The Great American Bash is a professional wrestling event established in 1985. Following WWE's acquisition of World Championship Wrestling (WCW) in March 2001, the promotion revived the event as their own annual pay-per-view (PPV) event in 2004, which continued until 2009. Following this 2009 event, The Great American Bash was discontinued as a PPV. In 2012, WWE revived the event to be held as a one-off special episode of SmackDown. In 2020, WWE again revived the event, this time for the developmental brand NXT as an annual television special of the NXT program.

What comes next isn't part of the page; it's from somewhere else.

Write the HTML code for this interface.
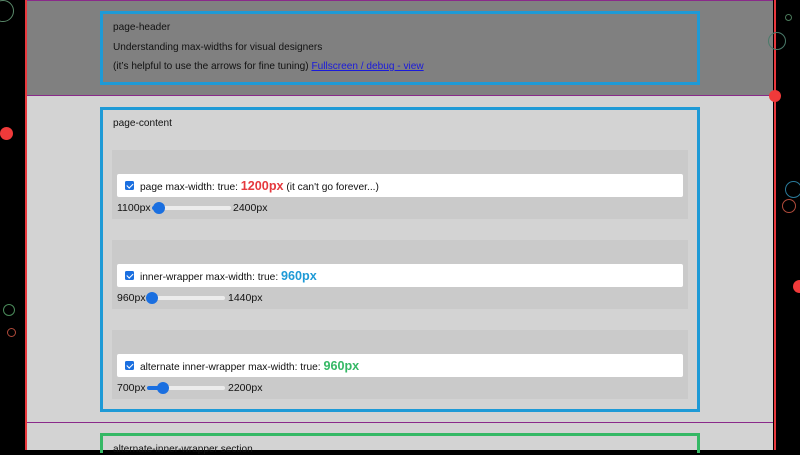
<!DOCTYPE html>
<html><head><style>
*{box-sizing:border-box;margin:0;padding:0}
body{width:800px;height:450px;background:#000;position:relative;overflow:hidden;font-family:"Liberation Sans",sans-serif;font-size:10.5px;color:#111}
.abs{position:absolute}
.page{left:25px;top:0;width:751px;height:450px;border-left:2px solid #e8383d;border-right:2px solid #e8383d}
.hdr{left:27px;top:0;width:746px;height:96px;background:#808080;border-bottom:1px solid #8a2a8a;border-top:1px solid #8a2a8a}
.cnt{left:27px;top:96px;width:746px;height:327px;background:#d3d3d3;border-bottom:1px solid #8a2a8a}
.alt{left:27px;top:423px;width:746px;height:27px;background:#d3d3d3}
.box{border:3px solid #1e9ad6}
.t{position:absolute;left:113px;white-space:nowrap;font-size:10.1px}
.sec{position:absolute;left:112px;width:576px;height:69px;background:#cacaca}
.row{position:absolute;left:5px;top:24px;width:566px;height:23px;background:#fff;border-radius:2px}
.cb{position:absolute;left:8px;top:7px;width:9px;height:9px;background:#1a6fe0;border-radius:1.5px}
.cb:after{content:"";position:absolute;left:2.5px;top:0.5px;width:2.5px;height:5px;border:solid #fff;border-width:0 1.4px 1.4px 0;transform:rotate(45deg)}
.lbl{position:absolute;left:23px;top:5px;white-space:nowrap;font-size:10.2px}
.big{font-weight:bold;font-size:12.6px}
.sl{position:absolute;left:5px;top:52px;white-space:nowrap;font-size:10.5px}
.track{position:absolute;height:4px;background:#ececec;border-radius:2px;top:56px}
.fill{position:absolute;height:4px;background:#1a6fe0;border-radius:2px;top:56px}
.th{position:absolute;width:12px;height:12px;border-radius:50%;background:#1a6fe0;top:52px}
.c{position:absolute;border-radius:50%}
</style></head><body>
<div class="abs page"></div>
<div class="abs hdr"></div>
<div class="abs cnt"></div>
<div class="abs alt"></div>
<div class="abs box" style="left:100px;top:11px;width:600px;height:74px"></div>
<div class="t" style="top:22px">page-header</div>
<div class="t" style="top:42px">Understanding max-widths for visual designers</div>
<div class="t" style="top:61px">(it’s helpful to use the arrows for fine tuning) <span style="color:#1a1adb;text-decoration:underline">Fullscreen / debug - view</span></div>
<div class="abs box" style="left:100px;top:107px;width:600px;height:305px"></div>
<div class="t" style="top:118px">page-content</div>

<div class="sec" style="top:150px"><div class="row"><div class="cb"></div><div class="lbl">page max-width: true: <span class="big" style="color:#e5393e">1200px</span> (it can't go forever...)</div></div>
<div class="sl">1100px</div><div class="track" style="left:40px;width:79px"></div><div class="fill" style="left:40px;width:10px"></div><div class="th" style="left:41px"></div><div class="sl" style="left:121px">2400px</div></div>

<div class="sec" style="top:240px"><div class="row"><div class="cb"></div><div class="lbl">inner-wrapper max-width: true: <span class="big" style="color:#1e9ad6">960px</span></div></div>
<div class="sl">960px</div><div class="track" style="left:35px;width:78px"></div><div class="th" style="left:34px"></div><div class="sl" style="left:116px">1440px</div></div>

<div class="sec" style="top:330px"><div class="row"><div class="cb"></div><div class="lbl">alternate inner-wrapper max-width: true: <span class="big" style="color:#35b865">960px</span></div></div>
<div class="sl">700px</div><div class="track" style="left:35px;width:78px"></div><div class="fill" style="left:35px;width:16px"></div><div class="th" style="left:45px"></div><div class="sl" style="left:116px">2200px</div></div>

<div class="abs" style="left:100px;top:433px;width:600px;height:20px;border:3px solid #35b865;border-bottom:none"></div>
<div class="t" style="top:444px">alternate-inner-wrapper section</div>

<div class="c" style="left:0;top:127px;width:13px;height:13px;background:#f03a3a"></div>
<div class="c" style="left:-8px;top:0;width:22px;height:22px;border:1px solid #5a8a6a"></div>
<div class="c" style="left:3px;top:304px;width:12px;height:12px;border:1px solid #4a8a5a"></div>
<div class="c" style="left:7px;top:328px;width:9px;height:9px;border:1px solid #b04a3a"></div>
<div class="c" style="left:769px;top:90px;width:12px;height:12px;background:#f03a3a"></div>
<div class="c" style="left:785px;top:14px;width:7px;height:7px;border:1px solid #4a7a5a"></div>
<div class="c" style="left:768px;top:32px;width:18px;height:18px;border:1px solid #4a7a6a"></div>
<div class="c" style="left:785px;top:181px;width:17px;height:17px;border:1px solid #2a7a9a"></div>
<div class="c" style="left:782px;top:199px;width:14px;height:14px;border:1px solid #b04a3a"></div>
<div class="c" style="left:793px;top:280px;width:13px;height:13px;background:#f03a3a"></div>
</body></html>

On May 28, 2023, during Battleground, it was announced that the 11th Great American Bash under the WWE banner, the fourth annual for NXT, and 25th overall, would be held on Sunday, July 30 at the H-E-B Center at Cedar Park in the Austin suburb of Cedar Park, Texas. Instead of airing as a television special like the previous three events, the 2023 event was held as a livestreaming event, marking the first Great American Bash to air on WWE's livestreaming platforms, Peacock in the United States and the WWE Network in most international markets.

===Storylines===
The event comprised seven matches, including one on the pre-show, that resulted from scripted storylines. Results were predetermined by WWE's writers on the NXT brand, while storylines were produced on WWE's weekly television program, NXT, and the supplementary online streaming show, Level Up.

At the end of the second week's episode of the Gold Rush special on June 27, Bron Breakker went berserk in Shawn Michaels' office before storming out of the room screaming that he had done his best in NXT and Michaels could not control him. The following week, during a promo where Breakker talked about his match against Raw's Seth "Freakin" Rollins for the World Heavyweight Championship during the first week's Gold Rush special, he was interrupted by Ilja Dragunov, who said that Breakker was between him and the NXT Championship. The two then brawled. On July 7, Michaels announced via Twitter that Dragunov and Breakker would face each other on the next episode, with the winner receiving a match against Carmelo Hayes for the NXT Championship at The Great American Bash. The following week, Dragunov won the match.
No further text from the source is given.